ECLI:NL:RBNNE:2022:4131
Rechtbank Noord-Nederland
- Eerste aanleg - enkelvoudig
- Rechtspraak.nl
Waardedaling van woning door mijnbouwschade en ongelijkheidsbeginsel in bestuursrechtelijke context
In deze zaak heeft de Rechtbank Noord-Nederland op 3 november 2022 uitspraak gedaan in een geschil tussen een eiser en het Instituut Mijnbouwschade Groningen (IMG) over de afwijzing van een aanvraag voor een waardedalingsvergoeding van de woning van eiser. Eiser, eigenaar van een woning in [woonplaats], had een waardedalingsvergoeding aangevraagd na schade door mijnbouwactiviteiten. Het IMG had deze aanvraag afgewezen, wat leidde tot een beroep bij de rechtbank.
De rechtbank heeft in haar uitspraak vastgesteld dat het IMG in een eerdere tussenuitspraak een gebrek had geconstateerd in de motivering van de afwijzing. Het IMG was opgedragen om dit gebrek te herstellen, maar de rechtbank oordeelde dat het IMG hierin niet was geslaagd.
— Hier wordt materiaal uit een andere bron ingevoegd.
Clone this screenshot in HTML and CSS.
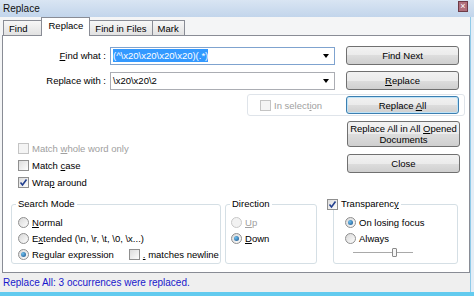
FILE: index.html
```html
<!DOCTYPE html>
<html lang="en">
<head>
  <meta charset="UTF-8">
  <title>Replace</title>
  <link rel="stylesheet" href="styles.css">
</head>
<body>
  <div class="titlebar">
    <span class="title">Replace</span>
    <span class="close-x">&#215;</span>
  </div>

  <div class="frame">
    <div class="tabs">
      <div class="tab">Find</div>
      <div class="tab tab-active">Replace</div>
      <div class="tab">Find in Files</div>
      <div class="tab">Mark</div>
    </div>

    <div class="panel">
      <div class="row row-find">
        <label class="field-label"><u>F</u>ind what :</label>
        <div class="combo combo-focus"><span class="selected-text">(^\x20\x20\x20\x20)(.*)</span><span class="arrow"></span></div>
        <button class="btn">Find Next</button>
      </div>

      <div class="row row-replace">
        <label class="field-label">Replace with :</label>
        <div class="combo"><span class="combo-text">\x20\x20\2</span><span class="arrow"></span></div>
        <button class="btn"><u>R</u>eplace</button>
      </div>

      <div class="sel-row">
        <div class="sel-box">
          <label class="check disabled"><span class="box"></span><span>In select<u>i</u>on</span></label>
          <button class="btn btn-default">Replace <u>A</u>ll</button>
        </div>
      </div>

      <div class="middle">
        <div class="options">
          <label class="check disabled"><span class="box"></span><span>Match <u>w</u>hole word only</span></label>
          <label class="check"><span class="box"></span><span>Match <u>c</u>ase</span></label>
          <label class="check"><span class="box"><svg width="9" height="9" viewBox="0 0 9 9"><path d="M1.5 4.5 L3.5 7 L7.5 1.5" fill="none" stroke="#23408f" stroke-width="1.6"/></svg></span><span>Wra<u>p</u> around</span></label>
        </div>
        <div class="side-buttons">
          <button class="btn btn-tall">Replace All in All <u>O</u>pened<br>Documents</button>
          <button class="btn">Close</button>
        </div>
      </div>

      <div class="groups">
        <fieldset class="group group-mode">
          <legend>Search Mode</legend>
          <div class="radios">
            <label class="radio"><span class="dot"></span><span><u>N</u>ormal</span></label>
            <label class="radio"><span class="dot"></span><span>E<u>x</u>tended (\n, \r, \t, \0, \x...)</span></label>
            <div class="radio-line">
              <label class="radio"><span class="dot on"></span><span>Regular expression</span></label>
              <label class="check newline"><span class="box"></span><span><u>.</u> matches newline</span></label>
            </div>
          </div>
        </fieldset>

        <fieldset class="group group-dir">
          <legend>Direction</legend>
          <div class="radios">
            <label class="radio disabled"><span class="dot"></span><span><u>U</u>p</span></label>
            <label class="radio"><span class="dot on"></span><span><u>D</u>own</span></label>
          </div>
        </fieldset>

        <fieldset class="group group-trans">
          <legend><label class="check"><span class="box"><svg width="9" height="9" viewBox="0 0 9 9"><path d="M1.5 4.5 L3.5 7 L7.5 1.5" fill="none" stroke="#23408f" stroke-width="1.6"/></svg></span><span>Transparenc<u>y</u></span></label></legend>
          <div class="radios">
            <label class="radio"><span class="dot on"></span><span>On losing focus</span></label>
            <label class="radio"><span class="dot"></span><span>Always</span></label>
            <div class="slider"><span class="track"></span><span class="thumb"></span></div>
          </div>
        </fieldset>
      </div>
    </div>

    <div class="status">Replace All: 3 occurrences were replaced.<span class="grip"></span></div>
  </div>
</body>
</html>
```

FILE: styles.css
```css
body {
  margin: 0;
  width: 474px;
  height: 296px;
  overflow: hidden;
  font-family: "Liberation Sans", Arial, sans-serif;
  font-size: 9.5px;
  color: #000;
  background: linear-gradient(to bottom, #e4edf6 292px, #63cbef 292px);
}
u {
  text-decoration: underline;
}

/* title bar */
.titlebar {
  height: 17px;
  display: flex;
  align-items: center;
  justify-content: space-between;
  background: linear-gradient(#d9e5f3, #c2d5eb);
  padding: 0 6px 0 3px;
}
.title {
  font-size: 10px;
  color: #111;
}
.close-x {
  width: 8px;
  height: 9px;
  line-height: 8px;
  text-align: center;
  font-size: 9px;
  color: #fff;
  background: #b06f7c;
  border: 1px solid #6e3b47;
  margin-top: -4px;
}

/* window body */
.frame {
  width: 470px;
  height: 275px;
  background: #f4f5f6;
  border-right: 1px solid #8fcbe9;
}

.tabs {
  height: 18px;
  display: flex;
  align-items: flex-end;
  padding-left: 3px;
}
.tab {
  height: 15px;
  line-height: 15px;
  padding: 0 5px;
  margin-left: -1px;
  border: 1px solid #898c95;
  border-bottom: none;
  background: linear-gradient(#f7f7f7, #e2e2e2);
  box-sizing: border-box;
}
.tab:first-child {
  margin-left: 0;
  padding-right: 14px;
}
.tab-active {
  height: 19px;
  line-height: 16px;
  padding: 0 6px;
  margin-bottom: -1px;
  background: #fff;
  position: relative;
  z-index: 1;
}

.panel {
  margin-left: 2px;
  width: 468px;
  height: 238px;
  box-sizing: border-box;
  border: 1px solid #898c95;
  background: #fff;
}

/* find / replace rows */
.row {
  display: flex;
  align-items: center;
  height: 19px;
}
.row-find {
  margin-top: 10px;
}
.row-replace {
  margin-top: 6px;
}
.field-label {
  width: 103px;
  text-align: right;
}
.combo {
  margin-left: 4px;
  width: 225px;
  height: 18px;
  box-sizing: border-box;
  border: 1px solid #abadb3;
  display: flex;
  align-items: center;
  padding-left: 2px;
}
.combo-focus {
  border-color: #7fa3cf;
}
.selected-text {
  background: #3399ff;
  color: #fff;
  line-height: 13px;
}
.combo-text {
  line-height: 13px;
}
.arrow {
  margin-left: auto;
  margin-right: 5px;
  width: 0;
  height: 0;
  border-left: 3px solid transparent;
  border-right: 3px solid transparent;
  border-top: 4px solid #000;
}

.btn {
  width: 113px;
  height: 19px;
  padding: 0;
  font-family: inherit;
  font-size: 9.5px;
  color: #000;
  border: 1px solid #707070;
  border-radius: 3px;
  background: linear-gradient(#f2f2f2 0%, #ebebeb 50%, #dddddd 50%, #cfcfcf 100%);
}
.row .btn {
  margin-left: 11px;
}
.btn-default {
  height: 18px;
  border-color: #3c7fb1;
  box-shadow: inset 0 0 0 1px #bfe3f7;
}
.btn-tall {
  height: 26px;
  line-height: 11px;
}

/* in selection box */
.sel-row {
  margin-top: 4px;
  padding-left: 244px;
}
.sel-box {
  width: 218px;
  height: 22px;
  box-sizing: border-box;
  border: 1px solid #dfe4ea;
  border-radius: 3px;
  display: flex;
  align-items: center;
  justify-content: space-between;
  padding: 0 5px 0 12px;
}

/* checkboxes and radios */
.check, .radio {
  display: flex;
  align-items: center;
  white-space: nowrap;
}
.box {
  width: 11px;
  height: 11px;
  box-sizing: border-box;
  border: 1px solid #8f8f8f;
  background: linear-gradient(135deg, #dcdcdc, #fdfdfd);
  margin-right: 3px;
  display: flex;
  align-items: center;
  justify-content: center;
}
.check.disabled {
  color: #a0a0a0;
}
.check.disabled .box {
  border-color: #c4c4c4;
  background: #f4f4f4;
}
.dot {
  width: 11px;
  height: 11px;
  box-sizing: border-box;
  border: 1px solid #8f8f8f;
  border-radius: 50%;
  background: linear-gradient(135deg, #d8d8d8, #fdfdfd);
  margin-right: 3px;
  display: flex;
  align-items: center;
  justify-content: center;
}
.dot.on::after {
  content: "";
  width: 5px;
  height: 5px;
  border-radius: 50%;
  background: radial-gradient(circle at 35% 35%, #6cc0f0, #1b4f86);
}
.radio.disabled {
  color: #a0a0a0;
}
.radio.disabled .dot {
  border-color: #c8c8c8;
  background: #f2f2f2;
}

/* middle part */
.middle {
  margin-top: 5px;
  display: flex;
  height: 70px;
}
.options {
  padding: 19px 0 0 15px;
}
.options .check {
  height: 17px;
}
.side-buttons {
  margin-left: auto;
  margin-right: 9px;
  display: flex;
  flex-direction: column;
  gap: 7px;
}

/* group boxes */
.groups {
  display: flex;
  margin-top: 7px;
}
.group {
  margin: 0;
  padding: 0;
  height: 66px;
  box-sizing: border-box;
  border: 1px solid #d5dfe5;
  border-radius: 3px;
  min-width: 0;
}
.group legend {
  padding: 0 2px;
  margin-left: 4px;
  line-height: 12px;
}
.group-mode {
  margin-left: 8px;
  width: 210px;
}
.group-dir {
  margin-left: 4px;
  width: 92px;
}
.group-trans {
  margin-left: 16px;
  width: 125px;
}
.group-trans legend {
  margin-left: -7px;
  padding: 0 2px 0 0;
}
.radios {
  padding: 4px 0 0 6px;
}
.radios .radio {
  height: 16px;
}
.group-dir .radios {
  padding-left: 5px;
}
.group-trans .radios {
  padding-left: 11px;
}
.radio-line {
  display: flex;
  align-items: center;
  height: 16px;
}
.newline {
  margin-left: 15px;
}

.slider {
  position: relative;
  height: 12px;
  margin-left: 8px;
  width: 60px;
  display: flex;
  align-items: center;
}
.track {
  width: 60px;
  height: 1px;
  background: #a9a9a9;
}
.thumb {
  position: absolute;
  left: 39px;
  top: 2px;
  width: 3px;
  height: 7px;
  border: 1px solid #8a8a8a;
  border-radius: 1px;
  background: #f6f6f6;
}

/* status bar */
.status {
  position: relative;
  height: 19px;
  line-height: 19px;
  padding-left: 3px;
  font-size: 10px;
  color: #1818cc;
  background: #efefef;
}
.grip {
  position: absolute;
  right: 1px;
  bottom: 2px;
  width: 7px;
  height: 7px;
  background: radial-gradient(circle, #b5b5b5 40%, transparent 45%) 0 0 / 2px 2px;
}
```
De rechtbank concludeerde dat het IMG onvoldoende had gemotiveerd waarom er geen sprake was van gelijke gevallen tussen het postcodegebied van eiser en zes enclaves die later aan het waardedalingsgebied waren toegevoegd. De rechtbank oordeelde dat de ongelijke behandeling van eiser en de enclaves niet gerechtvaardigd was.
Uiteindelijk verklaarde de rechtbank het beroep van eiser gegrond, vernietigde het bestreden besluit van het IMG en bepaalde dat eiser recht had op een waardedalingsvergoeding van € 5.648,03, vermeerderd met wettelijke rente. Daarnaast moest het IMG het griffierecht en de proceskosten van eiser vergoeden. De rechtbank benadrukte dat de afwijzing van de waardedalingsvergoeding niet in stand kon blijven, omdat deze in strijd was met het motiveringsbeginsel van de Algemene wet bestuursrecht.